Figura 9: Sado 1 da primeira metade do século V da olaria do Pinheiro: variante B (nº 1-2; Mayet e Silva, 1998, fig. 139, nº 99-100) e variante tardia (nº 3-4; Mayet e Silva, 1998, fig. 132, nº 4-5)

As características morfológicas da Sado 1, e em particular o grande corpo cilíndrico com um colo muito curto e as paredes relativamente finas, marcam uma ruptura na tradição anfórica do vale do Sado, tendo esta ânfora surgido depois de uma quebra generalizada na produção anfórica desta região no final do século II e o início do III d.C., que coincide com o término da produção do tipo Dressel 14 (Mayet e Silva, 1998). Depois desta fase de instabilidade económica na região, a partir da segunda metade do séc. III d.C., esta ânfora surge a par de outras novas formas, em especial da Almagro 51c, var. B.

Embora lhe tenham sido reconhecidas afinidades com o tipo Almagro 50 ao nível do colo e das asas, a morfologia da Sado 1 é original e terá sido uma criação lusitana, originária do vale do Sado (Mayet e Silva, 1998, p. 155).

O cálculo da capacidade de seis exemplares (abaixo ilustrado na fig. 10), provavelmente todos da variante B, revelou que, em termos de tamanho, poderá haver dois módulos desta ânfora. Um módulo mais comum com uma capacidade entre 35 e 48 litros, ou seja, 42 litros em média, e um módulo maior representado apenas pela ânfora nº 8 (fig. 5) que ultrapassa os 60 litros, comportando mais 50% do que o módulo normal.

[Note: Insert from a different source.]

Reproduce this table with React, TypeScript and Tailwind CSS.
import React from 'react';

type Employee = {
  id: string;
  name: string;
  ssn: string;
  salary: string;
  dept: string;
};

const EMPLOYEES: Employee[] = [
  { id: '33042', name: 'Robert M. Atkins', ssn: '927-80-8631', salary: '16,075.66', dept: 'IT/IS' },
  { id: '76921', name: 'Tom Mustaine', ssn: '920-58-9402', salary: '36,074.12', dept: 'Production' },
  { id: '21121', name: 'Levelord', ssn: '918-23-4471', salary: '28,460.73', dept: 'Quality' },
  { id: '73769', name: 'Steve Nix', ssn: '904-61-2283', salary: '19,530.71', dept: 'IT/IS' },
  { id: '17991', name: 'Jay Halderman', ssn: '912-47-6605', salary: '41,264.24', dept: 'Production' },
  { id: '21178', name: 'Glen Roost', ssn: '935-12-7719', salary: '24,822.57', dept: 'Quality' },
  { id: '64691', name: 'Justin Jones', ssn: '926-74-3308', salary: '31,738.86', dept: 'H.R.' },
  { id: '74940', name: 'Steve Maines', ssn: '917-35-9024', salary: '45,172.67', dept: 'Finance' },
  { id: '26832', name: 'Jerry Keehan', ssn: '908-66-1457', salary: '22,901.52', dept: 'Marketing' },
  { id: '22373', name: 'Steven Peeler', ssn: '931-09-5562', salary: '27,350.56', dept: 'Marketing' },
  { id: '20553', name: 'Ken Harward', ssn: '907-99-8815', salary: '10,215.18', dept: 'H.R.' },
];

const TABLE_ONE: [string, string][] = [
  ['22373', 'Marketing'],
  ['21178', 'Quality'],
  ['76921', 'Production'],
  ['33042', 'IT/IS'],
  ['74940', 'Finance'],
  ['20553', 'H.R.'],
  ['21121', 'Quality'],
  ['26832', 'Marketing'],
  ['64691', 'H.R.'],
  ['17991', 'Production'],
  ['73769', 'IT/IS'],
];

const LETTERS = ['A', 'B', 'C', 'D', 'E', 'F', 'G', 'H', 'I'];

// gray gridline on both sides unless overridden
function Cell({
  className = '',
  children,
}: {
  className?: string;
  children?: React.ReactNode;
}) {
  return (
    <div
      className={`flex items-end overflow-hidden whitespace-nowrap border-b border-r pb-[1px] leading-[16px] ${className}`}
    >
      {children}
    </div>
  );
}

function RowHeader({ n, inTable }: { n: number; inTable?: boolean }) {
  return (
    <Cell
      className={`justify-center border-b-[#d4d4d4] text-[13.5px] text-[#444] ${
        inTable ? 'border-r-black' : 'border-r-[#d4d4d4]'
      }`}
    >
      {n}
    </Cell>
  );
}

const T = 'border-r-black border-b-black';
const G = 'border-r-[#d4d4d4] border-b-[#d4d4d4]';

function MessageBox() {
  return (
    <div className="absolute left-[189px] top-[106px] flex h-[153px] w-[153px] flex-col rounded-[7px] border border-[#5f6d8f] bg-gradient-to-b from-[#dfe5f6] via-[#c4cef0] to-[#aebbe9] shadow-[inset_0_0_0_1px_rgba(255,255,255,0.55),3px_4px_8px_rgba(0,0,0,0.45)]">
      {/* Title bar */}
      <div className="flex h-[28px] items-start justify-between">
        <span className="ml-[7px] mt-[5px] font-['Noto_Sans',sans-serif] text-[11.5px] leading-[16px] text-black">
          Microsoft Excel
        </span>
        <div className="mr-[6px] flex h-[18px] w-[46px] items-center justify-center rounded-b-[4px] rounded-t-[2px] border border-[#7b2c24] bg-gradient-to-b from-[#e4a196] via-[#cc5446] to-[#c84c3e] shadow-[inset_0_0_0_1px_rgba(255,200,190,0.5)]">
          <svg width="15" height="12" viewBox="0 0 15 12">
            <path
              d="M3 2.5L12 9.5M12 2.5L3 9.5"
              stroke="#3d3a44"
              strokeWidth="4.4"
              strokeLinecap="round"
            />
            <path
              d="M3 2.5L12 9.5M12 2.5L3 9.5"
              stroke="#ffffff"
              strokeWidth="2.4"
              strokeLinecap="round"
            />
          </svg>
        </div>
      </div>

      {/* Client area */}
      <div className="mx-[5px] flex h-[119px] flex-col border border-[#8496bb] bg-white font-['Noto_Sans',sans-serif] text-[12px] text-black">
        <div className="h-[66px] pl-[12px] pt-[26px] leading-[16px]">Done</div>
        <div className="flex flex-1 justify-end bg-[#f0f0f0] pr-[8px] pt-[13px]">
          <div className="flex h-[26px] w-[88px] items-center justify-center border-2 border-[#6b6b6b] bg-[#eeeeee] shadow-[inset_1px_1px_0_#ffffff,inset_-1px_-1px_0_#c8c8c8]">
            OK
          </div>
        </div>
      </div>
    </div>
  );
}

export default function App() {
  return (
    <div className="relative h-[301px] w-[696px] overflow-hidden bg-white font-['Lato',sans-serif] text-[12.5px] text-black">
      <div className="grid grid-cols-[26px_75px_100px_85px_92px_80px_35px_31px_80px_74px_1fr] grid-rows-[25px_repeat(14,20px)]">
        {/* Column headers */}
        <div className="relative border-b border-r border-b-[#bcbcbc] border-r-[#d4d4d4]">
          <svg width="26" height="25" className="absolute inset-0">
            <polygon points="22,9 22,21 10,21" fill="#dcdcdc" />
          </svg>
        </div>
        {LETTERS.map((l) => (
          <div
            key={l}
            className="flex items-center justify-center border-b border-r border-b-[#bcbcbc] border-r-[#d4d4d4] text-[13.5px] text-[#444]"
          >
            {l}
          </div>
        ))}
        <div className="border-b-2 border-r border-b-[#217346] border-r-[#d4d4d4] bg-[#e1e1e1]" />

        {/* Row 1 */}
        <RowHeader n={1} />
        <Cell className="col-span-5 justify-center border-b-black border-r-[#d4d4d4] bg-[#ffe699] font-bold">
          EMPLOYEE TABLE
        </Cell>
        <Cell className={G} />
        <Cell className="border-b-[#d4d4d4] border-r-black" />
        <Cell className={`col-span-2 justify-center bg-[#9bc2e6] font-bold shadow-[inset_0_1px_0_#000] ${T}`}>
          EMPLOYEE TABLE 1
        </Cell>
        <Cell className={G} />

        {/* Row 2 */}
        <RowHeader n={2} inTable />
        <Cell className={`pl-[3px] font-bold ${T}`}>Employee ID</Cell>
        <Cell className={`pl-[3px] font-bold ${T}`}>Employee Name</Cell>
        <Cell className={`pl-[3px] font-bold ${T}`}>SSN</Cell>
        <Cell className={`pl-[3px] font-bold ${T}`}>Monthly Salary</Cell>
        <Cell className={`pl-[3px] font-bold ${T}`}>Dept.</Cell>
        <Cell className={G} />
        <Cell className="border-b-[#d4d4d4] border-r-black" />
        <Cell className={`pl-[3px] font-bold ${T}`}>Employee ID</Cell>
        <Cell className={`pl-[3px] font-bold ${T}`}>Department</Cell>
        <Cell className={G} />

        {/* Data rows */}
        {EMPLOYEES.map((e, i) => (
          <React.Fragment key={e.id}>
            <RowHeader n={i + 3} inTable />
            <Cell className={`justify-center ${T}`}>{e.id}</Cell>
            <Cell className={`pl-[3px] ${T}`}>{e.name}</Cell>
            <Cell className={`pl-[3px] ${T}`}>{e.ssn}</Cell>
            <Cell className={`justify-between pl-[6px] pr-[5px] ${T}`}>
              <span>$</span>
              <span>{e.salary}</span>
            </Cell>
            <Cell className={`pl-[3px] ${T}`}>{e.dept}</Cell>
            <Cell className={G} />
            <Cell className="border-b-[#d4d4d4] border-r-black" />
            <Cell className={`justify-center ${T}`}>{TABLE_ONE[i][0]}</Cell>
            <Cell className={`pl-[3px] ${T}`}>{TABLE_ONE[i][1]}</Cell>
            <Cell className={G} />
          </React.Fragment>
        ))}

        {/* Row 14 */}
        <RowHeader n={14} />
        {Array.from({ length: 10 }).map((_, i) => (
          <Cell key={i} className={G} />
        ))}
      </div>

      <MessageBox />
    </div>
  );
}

A grande capacidade desta ânfora aponta para uma produção focada na quantidade, e sugere um esforço de produção no vale do Sado, e em especial no sítio de Tróia, onde é muito frequente, representando cerca de 10% das ânforas regionais aí recolhidas (Almeida et al. no prelo). Tendo em conta que duplica a capacidade de uma Almagro 51c, esta ânfora terá sido mais importante na economia regional do que a sua contagem unitária indica.

O único sítio de produção fora do vale do Sado onde até agora se identificou esta forma de ânfora é o centro oleiro do Martinhal (Sagres), na Lusitânia meridional, onde se recolheram alguns fragmentos de bocal de pequenas dimensões afins à forma Sado 1, variante A que, pela sua proximidade à Almagro 50, foram publicados como pertencendo a essa forma (Silva, Soares e Correia, 1990, 243, fig. 73, nº 1 e 245, fig. 75, nº 1-3) e, mais recentemente, como Martinhal 2, variante B -sendo a variante A equivalente à Almagro 50- (Bernardes, Morais, Pinto e Dias, 2013).